- THE REQUEST -
Find and copy each line of the records where the string "that" shows up.

- DATASET CONTENT -
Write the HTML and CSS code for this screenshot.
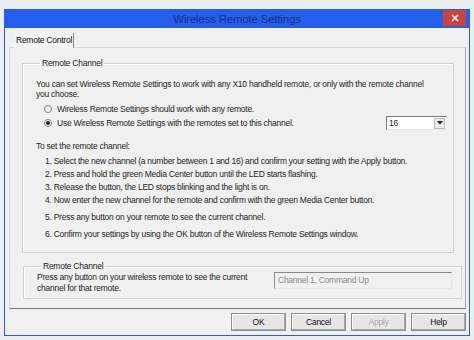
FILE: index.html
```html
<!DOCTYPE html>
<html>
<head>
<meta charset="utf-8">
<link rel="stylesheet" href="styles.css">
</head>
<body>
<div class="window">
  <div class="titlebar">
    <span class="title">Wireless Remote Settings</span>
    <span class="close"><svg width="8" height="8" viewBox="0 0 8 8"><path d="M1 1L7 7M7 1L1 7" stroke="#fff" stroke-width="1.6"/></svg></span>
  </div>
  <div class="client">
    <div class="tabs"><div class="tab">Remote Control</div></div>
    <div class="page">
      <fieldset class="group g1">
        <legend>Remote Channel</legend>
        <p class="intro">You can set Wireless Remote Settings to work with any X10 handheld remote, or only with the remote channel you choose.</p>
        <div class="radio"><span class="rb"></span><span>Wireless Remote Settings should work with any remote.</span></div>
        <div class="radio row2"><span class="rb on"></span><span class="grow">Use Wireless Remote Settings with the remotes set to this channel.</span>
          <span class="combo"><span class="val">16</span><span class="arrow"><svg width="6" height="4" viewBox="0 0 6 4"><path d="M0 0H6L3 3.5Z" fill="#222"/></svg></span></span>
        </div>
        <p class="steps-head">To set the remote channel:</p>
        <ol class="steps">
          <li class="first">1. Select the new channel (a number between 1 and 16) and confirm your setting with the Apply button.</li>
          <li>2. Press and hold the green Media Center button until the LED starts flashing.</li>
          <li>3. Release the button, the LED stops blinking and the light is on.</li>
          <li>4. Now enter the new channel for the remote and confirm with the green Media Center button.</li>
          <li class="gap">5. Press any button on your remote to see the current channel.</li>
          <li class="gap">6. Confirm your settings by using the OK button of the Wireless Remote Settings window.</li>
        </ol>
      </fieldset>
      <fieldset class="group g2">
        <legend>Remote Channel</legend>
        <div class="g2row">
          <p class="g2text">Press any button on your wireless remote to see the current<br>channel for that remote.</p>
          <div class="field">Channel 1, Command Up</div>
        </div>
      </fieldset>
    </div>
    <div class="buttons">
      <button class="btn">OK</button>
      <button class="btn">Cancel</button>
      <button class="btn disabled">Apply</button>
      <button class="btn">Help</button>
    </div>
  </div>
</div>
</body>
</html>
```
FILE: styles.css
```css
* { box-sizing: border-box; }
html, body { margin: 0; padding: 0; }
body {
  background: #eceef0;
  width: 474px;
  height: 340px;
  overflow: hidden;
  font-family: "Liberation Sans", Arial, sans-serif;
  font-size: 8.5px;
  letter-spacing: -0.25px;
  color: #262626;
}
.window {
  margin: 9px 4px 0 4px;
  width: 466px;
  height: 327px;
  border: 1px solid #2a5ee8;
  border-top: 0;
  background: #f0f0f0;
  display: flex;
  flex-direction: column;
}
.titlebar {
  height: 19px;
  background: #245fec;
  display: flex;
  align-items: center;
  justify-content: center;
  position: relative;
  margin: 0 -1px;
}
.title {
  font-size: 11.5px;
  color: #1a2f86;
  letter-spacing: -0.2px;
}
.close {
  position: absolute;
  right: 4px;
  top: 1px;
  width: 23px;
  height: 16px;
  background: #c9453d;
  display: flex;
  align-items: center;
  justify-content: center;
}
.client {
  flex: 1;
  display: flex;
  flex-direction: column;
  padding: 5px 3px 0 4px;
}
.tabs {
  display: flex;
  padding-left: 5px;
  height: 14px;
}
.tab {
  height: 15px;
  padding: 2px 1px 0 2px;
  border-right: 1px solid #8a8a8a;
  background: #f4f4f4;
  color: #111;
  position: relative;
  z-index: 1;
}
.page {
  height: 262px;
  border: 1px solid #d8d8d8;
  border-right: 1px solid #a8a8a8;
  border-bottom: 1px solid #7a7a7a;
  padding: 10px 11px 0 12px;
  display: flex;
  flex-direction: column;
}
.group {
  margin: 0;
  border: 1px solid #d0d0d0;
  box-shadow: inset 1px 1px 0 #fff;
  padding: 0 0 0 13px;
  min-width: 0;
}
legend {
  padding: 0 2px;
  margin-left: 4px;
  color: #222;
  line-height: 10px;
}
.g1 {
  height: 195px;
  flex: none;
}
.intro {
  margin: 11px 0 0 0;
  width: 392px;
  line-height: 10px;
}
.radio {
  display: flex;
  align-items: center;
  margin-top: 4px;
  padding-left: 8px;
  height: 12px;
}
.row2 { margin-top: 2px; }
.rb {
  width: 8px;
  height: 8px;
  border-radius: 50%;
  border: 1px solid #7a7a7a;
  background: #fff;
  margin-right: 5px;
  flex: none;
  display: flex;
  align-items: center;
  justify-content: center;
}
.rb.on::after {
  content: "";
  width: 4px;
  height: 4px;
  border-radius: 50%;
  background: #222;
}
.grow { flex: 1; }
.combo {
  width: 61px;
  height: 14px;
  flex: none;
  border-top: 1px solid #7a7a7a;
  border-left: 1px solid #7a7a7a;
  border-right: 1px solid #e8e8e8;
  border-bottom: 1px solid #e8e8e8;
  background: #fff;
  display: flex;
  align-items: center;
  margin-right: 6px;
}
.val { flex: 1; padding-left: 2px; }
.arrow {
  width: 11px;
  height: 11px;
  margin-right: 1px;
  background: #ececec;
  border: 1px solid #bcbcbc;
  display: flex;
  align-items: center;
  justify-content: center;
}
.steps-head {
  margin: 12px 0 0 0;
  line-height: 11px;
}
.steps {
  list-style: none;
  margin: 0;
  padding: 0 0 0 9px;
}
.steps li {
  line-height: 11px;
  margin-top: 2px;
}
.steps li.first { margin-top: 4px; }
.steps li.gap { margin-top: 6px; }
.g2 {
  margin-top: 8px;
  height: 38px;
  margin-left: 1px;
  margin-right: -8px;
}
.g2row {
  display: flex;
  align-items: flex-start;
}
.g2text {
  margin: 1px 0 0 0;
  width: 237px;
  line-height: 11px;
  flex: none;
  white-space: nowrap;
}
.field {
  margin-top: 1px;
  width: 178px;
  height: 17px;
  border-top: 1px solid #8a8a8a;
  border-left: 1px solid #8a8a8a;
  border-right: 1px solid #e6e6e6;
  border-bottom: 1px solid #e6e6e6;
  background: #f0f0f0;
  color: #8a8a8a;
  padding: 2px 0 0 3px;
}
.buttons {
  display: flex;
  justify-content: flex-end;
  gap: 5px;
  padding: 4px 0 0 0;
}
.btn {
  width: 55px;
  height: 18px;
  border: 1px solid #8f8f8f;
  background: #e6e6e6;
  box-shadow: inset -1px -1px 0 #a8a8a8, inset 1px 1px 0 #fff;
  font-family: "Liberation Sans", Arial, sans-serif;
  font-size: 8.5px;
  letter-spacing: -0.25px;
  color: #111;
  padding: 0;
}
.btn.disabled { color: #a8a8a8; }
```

...

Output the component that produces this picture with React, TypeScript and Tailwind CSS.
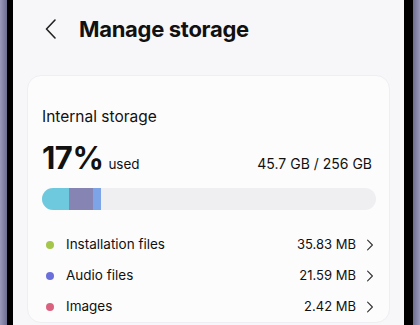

==

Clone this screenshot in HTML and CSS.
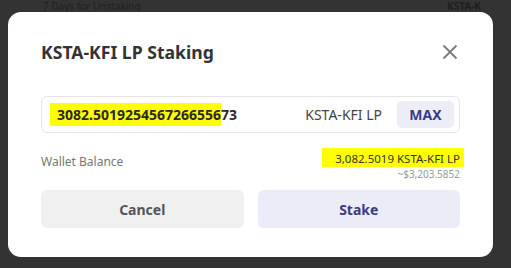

- TASK RESPONSE -
          <p class="g2text">Press any button on your wireless remote to see the current<br>channel for that remote.</p>
Output the component that produces this picture with React, TypeScript and Tailwind CSS.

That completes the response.